* BEGIN Data rows *
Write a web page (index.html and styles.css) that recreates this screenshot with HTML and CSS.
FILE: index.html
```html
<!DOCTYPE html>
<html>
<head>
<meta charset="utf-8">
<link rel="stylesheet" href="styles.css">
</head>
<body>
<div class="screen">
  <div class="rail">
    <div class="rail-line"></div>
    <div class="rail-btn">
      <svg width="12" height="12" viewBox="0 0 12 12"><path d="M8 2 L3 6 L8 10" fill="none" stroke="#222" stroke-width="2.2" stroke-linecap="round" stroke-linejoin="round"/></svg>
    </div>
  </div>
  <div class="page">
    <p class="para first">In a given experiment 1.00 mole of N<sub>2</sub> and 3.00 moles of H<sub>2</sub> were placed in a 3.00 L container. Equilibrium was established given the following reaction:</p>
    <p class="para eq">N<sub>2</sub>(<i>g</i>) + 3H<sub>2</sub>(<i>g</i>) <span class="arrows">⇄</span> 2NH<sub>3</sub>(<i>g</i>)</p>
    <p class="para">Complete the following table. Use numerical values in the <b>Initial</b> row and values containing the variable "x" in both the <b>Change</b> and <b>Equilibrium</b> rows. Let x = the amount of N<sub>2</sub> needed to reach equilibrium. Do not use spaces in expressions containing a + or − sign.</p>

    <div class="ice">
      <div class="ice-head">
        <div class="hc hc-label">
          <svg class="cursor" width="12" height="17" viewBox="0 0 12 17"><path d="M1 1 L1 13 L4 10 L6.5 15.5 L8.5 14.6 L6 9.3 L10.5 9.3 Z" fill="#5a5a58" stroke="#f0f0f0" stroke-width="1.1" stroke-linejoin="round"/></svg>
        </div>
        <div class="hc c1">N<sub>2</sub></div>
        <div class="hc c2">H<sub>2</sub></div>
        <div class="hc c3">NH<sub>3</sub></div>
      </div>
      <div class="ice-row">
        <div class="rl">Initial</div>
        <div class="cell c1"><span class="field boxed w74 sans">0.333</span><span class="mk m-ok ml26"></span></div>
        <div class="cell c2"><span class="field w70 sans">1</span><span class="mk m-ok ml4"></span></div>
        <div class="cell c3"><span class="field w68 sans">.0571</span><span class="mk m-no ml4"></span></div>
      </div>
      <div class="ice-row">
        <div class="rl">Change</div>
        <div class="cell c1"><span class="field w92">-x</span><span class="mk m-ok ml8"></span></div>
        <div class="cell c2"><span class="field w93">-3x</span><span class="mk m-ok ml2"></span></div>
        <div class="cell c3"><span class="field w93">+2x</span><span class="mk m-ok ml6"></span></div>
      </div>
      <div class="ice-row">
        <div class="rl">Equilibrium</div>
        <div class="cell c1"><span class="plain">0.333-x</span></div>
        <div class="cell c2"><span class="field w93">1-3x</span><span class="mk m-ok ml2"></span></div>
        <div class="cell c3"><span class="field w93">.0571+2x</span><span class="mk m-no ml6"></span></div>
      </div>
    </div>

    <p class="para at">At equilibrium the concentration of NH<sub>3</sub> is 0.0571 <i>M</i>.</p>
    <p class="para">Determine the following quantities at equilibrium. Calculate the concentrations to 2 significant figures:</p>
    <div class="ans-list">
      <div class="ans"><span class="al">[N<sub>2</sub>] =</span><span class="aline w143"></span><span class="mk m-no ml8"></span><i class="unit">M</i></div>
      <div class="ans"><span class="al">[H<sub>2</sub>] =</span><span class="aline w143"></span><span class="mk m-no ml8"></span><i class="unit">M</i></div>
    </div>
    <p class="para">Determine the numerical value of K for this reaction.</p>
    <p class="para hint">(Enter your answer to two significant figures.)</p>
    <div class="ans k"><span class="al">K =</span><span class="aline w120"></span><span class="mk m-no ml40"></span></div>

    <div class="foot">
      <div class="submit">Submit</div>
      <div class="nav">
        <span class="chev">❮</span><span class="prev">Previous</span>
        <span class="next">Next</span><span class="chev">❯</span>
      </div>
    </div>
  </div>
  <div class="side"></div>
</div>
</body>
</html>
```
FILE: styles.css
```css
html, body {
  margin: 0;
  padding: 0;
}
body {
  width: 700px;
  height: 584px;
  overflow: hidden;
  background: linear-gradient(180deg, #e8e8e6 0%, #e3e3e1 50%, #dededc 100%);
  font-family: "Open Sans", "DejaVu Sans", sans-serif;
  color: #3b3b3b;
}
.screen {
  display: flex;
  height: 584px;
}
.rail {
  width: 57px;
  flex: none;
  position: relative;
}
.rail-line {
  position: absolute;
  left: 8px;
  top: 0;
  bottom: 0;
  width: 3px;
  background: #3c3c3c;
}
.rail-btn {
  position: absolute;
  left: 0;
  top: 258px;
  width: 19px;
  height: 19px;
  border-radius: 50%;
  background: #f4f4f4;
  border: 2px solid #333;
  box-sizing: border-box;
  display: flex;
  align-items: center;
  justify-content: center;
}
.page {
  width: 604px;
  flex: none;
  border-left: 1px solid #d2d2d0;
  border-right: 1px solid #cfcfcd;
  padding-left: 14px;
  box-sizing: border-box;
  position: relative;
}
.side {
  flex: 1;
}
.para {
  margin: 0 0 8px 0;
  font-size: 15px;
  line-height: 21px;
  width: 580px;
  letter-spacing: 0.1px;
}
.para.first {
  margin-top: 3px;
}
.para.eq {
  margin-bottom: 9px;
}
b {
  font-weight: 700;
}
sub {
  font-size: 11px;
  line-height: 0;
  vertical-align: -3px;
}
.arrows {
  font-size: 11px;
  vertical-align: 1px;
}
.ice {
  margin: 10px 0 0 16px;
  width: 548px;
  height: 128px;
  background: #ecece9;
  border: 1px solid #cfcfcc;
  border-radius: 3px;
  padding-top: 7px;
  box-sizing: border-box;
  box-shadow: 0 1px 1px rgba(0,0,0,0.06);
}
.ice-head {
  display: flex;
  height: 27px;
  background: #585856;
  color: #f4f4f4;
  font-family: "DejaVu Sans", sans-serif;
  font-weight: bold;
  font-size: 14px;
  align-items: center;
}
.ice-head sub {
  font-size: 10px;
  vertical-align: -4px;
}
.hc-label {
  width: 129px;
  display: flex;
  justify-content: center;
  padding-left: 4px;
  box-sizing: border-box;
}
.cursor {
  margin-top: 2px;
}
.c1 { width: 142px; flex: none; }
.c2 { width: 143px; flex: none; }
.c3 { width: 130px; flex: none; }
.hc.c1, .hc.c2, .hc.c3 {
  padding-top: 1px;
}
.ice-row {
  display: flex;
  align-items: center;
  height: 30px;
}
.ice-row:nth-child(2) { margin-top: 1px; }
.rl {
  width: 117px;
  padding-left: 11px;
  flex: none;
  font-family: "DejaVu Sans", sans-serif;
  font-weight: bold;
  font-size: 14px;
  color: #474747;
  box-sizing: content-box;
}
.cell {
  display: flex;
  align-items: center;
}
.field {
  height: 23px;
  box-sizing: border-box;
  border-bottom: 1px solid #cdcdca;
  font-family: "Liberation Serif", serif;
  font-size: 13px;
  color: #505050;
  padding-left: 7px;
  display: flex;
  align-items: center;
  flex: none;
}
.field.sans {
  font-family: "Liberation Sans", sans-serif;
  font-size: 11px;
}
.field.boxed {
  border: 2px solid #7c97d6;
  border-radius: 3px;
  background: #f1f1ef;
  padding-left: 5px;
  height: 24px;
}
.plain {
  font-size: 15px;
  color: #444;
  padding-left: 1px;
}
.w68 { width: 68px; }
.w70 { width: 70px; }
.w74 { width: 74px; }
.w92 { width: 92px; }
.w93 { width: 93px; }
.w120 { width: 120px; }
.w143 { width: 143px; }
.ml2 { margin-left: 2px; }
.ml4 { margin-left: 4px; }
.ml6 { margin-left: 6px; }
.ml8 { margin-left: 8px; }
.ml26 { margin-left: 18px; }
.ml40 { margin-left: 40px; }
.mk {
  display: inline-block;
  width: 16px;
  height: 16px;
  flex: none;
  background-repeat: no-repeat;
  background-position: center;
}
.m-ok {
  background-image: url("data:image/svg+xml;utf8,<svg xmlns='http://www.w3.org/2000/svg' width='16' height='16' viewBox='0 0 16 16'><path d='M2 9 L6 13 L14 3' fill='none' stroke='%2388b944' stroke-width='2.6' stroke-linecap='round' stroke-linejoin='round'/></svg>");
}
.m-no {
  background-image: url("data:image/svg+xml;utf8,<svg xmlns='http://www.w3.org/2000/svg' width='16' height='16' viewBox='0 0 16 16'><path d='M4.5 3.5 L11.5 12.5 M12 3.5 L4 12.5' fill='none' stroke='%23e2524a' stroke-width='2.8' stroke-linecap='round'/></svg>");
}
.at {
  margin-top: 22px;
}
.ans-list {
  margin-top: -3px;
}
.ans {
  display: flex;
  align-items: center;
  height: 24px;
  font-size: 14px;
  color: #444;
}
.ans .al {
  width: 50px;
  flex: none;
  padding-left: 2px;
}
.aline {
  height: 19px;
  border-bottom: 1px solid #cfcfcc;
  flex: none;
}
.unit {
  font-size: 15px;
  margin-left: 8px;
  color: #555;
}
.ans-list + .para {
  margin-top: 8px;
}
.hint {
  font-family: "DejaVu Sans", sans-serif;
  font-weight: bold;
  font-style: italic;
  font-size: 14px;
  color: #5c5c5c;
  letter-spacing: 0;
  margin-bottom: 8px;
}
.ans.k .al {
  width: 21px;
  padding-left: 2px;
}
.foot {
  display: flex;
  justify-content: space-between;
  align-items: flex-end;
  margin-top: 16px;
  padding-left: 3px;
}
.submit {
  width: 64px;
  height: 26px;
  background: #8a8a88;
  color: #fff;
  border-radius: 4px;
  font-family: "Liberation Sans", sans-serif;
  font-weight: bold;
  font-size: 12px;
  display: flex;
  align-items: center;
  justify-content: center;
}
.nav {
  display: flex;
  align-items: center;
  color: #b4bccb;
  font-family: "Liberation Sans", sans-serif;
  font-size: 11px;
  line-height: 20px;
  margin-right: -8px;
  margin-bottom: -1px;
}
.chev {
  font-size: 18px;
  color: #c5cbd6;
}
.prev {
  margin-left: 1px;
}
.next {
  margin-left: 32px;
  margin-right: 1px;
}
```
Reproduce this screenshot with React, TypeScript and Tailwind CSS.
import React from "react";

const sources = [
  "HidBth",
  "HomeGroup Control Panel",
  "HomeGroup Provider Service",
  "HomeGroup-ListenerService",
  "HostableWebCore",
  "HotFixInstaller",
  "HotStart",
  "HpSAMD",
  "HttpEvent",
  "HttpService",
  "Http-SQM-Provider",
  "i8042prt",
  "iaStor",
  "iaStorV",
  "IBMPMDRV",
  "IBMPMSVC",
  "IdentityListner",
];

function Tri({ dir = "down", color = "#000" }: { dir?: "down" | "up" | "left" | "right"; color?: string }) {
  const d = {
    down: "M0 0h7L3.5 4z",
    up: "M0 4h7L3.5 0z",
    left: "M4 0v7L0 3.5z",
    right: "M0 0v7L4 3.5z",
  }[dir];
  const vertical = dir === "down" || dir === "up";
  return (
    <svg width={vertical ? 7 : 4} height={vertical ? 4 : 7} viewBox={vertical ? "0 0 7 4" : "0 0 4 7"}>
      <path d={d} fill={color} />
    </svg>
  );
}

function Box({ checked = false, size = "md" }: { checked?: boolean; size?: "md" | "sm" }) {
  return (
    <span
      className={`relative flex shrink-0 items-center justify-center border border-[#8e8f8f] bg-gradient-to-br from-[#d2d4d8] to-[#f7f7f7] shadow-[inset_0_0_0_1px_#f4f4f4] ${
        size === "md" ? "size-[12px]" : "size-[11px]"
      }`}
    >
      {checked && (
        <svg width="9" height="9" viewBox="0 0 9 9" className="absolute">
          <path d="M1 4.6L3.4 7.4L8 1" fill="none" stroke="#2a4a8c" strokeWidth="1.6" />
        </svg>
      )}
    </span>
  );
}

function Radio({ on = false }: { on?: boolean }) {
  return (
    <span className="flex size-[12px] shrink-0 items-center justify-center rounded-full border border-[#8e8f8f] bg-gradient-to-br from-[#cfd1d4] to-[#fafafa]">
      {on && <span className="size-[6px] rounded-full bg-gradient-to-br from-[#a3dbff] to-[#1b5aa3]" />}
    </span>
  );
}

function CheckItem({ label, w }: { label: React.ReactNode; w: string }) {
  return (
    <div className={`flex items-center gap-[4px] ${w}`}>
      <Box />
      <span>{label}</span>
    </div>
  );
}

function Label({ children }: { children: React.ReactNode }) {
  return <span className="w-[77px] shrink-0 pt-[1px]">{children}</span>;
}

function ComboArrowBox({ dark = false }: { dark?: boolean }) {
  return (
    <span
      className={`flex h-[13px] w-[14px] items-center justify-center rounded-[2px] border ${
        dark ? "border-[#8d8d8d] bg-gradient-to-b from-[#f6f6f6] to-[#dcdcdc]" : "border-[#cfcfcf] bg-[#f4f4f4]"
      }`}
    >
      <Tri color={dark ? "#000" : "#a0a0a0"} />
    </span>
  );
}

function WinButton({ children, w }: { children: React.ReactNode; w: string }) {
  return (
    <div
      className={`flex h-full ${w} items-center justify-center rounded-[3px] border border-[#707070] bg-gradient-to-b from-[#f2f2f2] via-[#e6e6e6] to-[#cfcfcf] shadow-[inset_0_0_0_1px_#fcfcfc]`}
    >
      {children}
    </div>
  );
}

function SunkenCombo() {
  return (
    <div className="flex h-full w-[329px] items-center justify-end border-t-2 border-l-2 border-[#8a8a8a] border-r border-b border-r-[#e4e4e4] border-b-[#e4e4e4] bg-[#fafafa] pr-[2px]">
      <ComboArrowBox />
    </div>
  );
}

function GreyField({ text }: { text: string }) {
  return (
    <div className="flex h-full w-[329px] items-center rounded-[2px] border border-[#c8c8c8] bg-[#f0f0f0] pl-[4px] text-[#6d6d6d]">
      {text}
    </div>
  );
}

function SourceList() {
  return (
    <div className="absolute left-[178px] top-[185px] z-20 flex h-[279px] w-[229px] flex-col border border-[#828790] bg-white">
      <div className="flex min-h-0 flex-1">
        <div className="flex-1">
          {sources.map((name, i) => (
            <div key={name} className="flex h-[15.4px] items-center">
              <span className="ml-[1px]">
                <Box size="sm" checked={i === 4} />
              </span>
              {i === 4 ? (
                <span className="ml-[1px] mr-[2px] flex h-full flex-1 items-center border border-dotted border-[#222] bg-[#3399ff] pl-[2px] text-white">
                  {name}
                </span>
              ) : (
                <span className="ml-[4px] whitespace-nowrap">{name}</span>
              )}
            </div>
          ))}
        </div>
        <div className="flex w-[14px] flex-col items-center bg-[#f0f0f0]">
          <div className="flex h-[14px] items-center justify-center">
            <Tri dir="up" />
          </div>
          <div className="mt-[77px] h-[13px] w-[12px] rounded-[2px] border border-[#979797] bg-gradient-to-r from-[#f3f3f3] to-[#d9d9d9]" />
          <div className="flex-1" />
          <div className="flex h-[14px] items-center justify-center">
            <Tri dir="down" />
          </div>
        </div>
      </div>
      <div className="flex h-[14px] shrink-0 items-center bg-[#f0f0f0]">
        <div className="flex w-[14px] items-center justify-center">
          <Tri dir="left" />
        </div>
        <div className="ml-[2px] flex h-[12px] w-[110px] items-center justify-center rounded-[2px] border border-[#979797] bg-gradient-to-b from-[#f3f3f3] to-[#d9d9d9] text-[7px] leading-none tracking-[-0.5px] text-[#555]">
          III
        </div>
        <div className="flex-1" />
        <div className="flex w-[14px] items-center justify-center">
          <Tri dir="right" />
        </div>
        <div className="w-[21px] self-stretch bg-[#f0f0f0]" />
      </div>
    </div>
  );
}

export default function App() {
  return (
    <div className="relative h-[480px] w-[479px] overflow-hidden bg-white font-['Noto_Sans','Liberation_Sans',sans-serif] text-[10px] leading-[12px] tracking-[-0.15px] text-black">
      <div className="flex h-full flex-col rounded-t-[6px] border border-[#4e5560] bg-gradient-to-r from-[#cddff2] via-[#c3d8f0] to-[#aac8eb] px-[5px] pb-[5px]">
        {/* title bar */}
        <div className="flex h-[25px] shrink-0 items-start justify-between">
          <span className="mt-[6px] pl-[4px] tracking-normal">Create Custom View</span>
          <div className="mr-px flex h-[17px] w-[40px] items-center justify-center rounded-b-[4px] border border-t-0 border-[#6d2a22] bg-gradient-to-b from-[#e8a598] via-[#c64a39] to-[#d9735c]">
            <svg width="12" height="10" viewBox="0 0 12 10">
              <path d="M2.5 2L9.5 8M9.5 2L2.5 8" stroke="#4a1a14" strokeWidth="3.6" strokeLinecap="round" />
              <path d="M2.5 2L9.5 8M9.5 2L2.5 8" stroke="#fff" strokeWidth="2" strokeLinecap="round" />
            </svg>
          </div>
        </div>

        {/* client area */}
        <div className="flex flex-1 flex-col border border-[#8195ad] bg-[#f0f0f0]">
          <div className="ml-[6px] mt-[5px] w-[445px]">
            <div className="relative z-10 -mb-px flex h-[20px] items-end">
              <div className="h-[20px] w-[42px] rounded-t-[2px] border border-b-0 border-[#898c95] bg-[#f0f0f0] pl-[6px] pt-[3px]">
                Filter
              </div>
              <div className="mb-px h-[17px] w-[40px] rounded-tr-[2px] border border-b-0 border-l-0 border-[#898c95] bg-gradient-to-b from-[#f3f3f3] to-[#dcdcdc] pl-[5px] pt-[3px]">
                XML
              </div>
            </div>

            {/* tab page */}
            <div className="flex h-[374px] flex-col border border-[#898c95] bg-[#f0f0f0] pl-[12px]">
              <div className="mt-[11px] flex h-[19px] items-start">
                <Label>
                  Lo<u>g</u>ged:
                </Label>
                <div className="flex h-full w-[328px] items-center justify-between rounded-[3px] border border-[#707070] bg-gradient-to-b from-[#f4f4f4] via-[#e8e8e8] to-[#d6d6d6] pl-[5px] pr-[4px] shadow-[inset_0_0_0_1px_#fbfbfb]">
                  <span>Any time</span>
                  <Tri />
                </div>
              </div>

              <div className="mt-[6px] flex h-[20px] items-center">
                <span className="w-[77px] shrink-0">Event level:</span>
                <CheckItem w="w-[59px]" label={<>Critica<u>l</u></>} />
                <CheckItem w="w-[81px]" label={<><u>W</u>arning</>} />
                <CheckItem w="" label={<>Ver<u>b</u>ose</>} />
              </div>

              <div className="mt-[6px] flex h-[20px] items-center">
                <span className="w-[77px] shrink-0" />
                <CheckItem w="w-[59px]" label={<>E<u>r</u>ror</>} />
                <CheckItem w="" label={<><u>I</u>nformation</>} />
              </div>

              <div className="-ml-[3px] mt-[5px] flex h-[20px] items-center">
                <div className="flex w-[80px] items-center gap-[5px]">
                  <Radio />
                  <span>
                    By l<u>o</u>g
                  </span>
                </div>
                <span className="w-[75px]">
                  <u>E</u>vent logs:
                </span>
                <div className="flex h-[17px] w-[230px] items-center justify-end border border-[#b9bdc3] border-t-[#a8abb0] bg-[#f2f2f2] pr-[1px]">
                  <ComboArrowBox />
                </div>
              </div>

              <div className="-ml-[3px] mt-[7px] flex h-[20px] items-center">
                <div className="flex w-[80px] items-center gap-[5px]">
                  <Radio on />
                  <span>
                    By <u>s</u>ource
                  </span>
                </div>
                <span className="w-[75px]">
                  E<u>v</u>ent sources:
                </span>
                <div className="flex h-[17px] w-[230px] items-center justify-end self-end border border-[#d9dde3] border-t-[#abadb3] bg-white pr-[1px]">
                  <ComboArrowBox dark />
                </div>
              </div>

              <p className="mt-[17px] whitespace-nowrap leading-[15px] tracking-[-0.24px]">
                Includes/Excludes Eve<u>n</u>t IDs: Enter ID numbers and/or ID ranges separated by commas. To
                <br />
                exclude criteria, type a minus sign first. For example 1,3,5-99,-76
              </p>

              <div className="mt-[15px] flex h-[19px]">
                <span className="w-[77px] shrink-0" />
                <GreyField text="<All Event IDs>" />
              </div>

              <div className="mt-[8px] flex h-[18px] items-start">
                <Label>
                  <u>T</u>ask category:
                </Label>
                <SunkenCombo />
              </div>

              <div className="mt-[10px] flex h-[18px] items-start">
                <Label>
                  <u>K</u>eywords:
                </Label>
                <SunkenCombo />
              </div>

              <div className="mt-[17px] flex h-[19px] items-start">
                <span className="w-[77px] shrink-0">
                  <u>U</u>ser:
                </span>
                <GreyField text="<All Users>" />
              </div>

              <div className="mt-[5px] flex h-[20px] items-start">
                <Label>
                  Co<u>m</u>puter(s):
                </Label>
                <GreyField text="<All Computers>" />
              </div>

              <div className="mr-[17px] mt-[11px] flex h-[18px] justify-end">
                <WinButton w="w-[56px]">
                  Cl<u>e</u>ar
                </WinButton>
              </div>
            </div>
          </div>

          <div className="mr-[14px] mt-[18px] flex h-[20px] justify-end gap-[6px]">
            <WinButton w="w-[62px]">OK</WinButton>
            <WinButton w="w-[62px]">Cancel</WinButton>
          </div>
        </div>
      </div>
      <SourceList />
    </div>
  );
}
* END Data rows *
Goal of the exercise -> Above is a listing; print exactly its lines from the one with "Reproduce this screenshot" through the one with "import React from", and no other lines.

Solution for this problem ->
Reproduce this screenshot with React, TypeScript and Tailwind CSS.
import React from "react";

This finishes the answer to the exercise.